*WHAT THE EXERCISE ASKS:* Check each line of the records below for the word "that" and copy those where it appears.

*PROVIDED DATA:*
────────────────────────────────────────

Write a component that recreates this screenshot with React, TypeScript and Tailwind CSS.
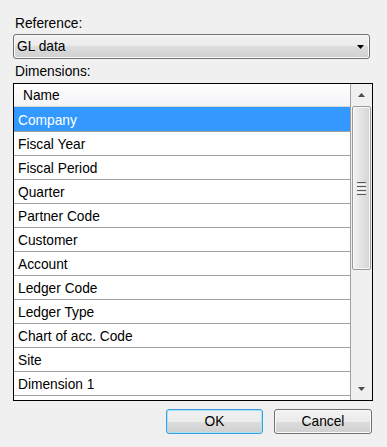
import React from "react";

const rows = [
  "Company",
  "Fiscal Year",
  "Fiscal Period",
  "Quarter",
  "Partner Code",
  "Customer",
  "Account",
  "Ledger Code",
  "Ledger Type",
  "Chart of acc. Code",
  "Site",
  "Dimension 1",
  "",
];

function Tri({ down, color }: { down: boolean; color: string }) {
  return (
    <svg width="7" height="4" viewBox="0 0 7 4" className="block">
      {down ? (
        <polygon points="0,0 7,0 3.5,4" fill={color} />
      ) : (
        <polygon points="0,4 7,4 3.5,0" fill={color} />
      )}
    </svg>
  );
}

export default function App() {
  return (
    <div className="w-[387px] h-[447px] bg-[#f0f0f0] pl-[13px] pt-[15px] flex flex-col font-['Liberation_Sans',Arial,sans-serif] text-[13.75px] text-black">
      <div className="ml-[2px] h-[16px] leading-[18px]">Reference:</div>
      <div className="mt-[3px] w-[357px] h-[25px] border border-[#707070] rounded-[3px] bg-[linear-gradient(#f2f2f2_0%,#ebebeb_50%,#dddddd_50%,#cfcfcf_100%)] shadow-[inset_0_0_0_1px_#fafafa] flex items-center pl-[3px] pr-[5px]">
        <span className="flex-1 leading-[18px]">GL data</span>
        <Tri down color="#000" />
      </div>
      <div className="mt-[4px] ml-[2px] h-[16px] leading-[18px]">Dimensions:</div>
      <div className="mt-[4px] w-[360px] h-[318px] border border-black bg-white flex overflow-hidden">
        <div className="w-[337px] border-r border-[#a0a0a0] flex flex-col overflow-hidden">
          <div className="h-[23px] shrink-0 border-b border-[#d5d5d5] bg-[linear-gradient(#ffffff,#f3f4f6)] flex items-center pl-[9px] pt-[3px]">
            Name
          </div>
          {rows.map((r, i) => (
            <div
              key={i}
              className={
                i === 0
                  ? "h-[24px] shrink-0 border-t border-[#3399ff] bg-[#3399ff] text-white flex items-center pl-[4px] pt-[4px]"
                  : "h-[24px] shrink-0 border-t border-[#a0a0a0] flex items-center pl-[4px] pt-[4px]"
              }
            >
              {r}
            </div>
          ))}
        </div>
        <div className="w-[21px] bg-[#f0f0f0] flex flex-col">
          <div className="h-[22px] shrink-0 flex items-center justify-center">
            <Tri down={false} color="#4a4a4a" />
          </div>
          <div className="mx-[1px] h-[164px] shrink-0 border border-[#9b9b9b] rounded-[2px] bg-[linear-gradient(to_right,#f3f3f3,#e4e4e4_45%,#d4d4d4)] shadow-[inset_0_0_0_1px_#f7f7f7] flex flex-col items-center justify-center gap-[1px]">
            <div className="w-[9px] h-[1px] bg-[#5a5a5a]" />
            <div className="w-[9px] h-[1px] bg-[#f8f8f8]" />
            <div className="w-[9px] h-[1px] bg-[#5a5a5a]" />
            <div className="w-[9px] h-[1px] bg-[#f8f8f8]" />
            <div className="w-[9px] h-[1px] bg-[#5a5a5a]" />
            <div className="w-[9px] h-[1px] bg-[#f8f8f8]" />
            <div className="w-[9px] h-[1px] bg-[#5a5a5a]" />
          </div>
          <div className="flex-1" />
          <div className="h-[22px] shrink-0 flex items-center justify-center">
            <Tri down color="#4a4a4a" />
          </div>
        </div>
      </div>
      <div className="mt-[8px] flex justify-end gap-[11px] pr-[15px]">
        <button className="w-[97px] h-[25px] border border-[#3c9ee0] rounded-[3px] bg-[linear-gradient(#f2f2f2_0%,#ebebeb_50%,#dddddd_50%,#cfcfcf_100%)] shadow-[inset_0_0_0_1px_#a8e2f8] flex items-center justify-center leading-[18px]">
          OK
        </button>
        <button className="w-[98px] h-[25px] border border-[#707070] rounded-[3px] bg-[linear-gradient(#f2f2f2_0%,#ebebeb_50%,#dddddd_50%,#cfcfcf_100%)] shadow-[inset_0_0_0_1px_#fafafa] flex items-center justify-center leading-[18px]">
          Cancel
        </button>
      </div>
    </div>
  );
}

────────────────────────────────────────

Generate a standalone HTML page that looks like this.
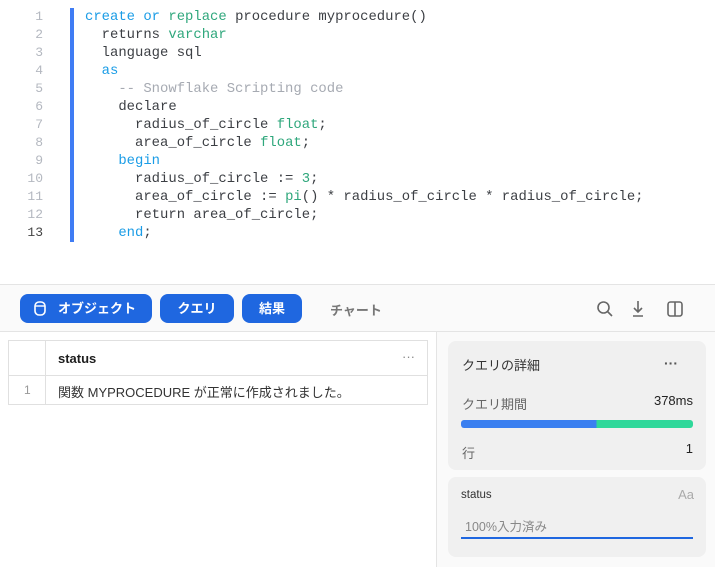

────────────────────────────────────────

*EXERCISE RESPONSE:*
Write a component that recreates this screenshot with React, TypeScript and Tailwind CSS.
Generate a standalone HTML page that looks like this.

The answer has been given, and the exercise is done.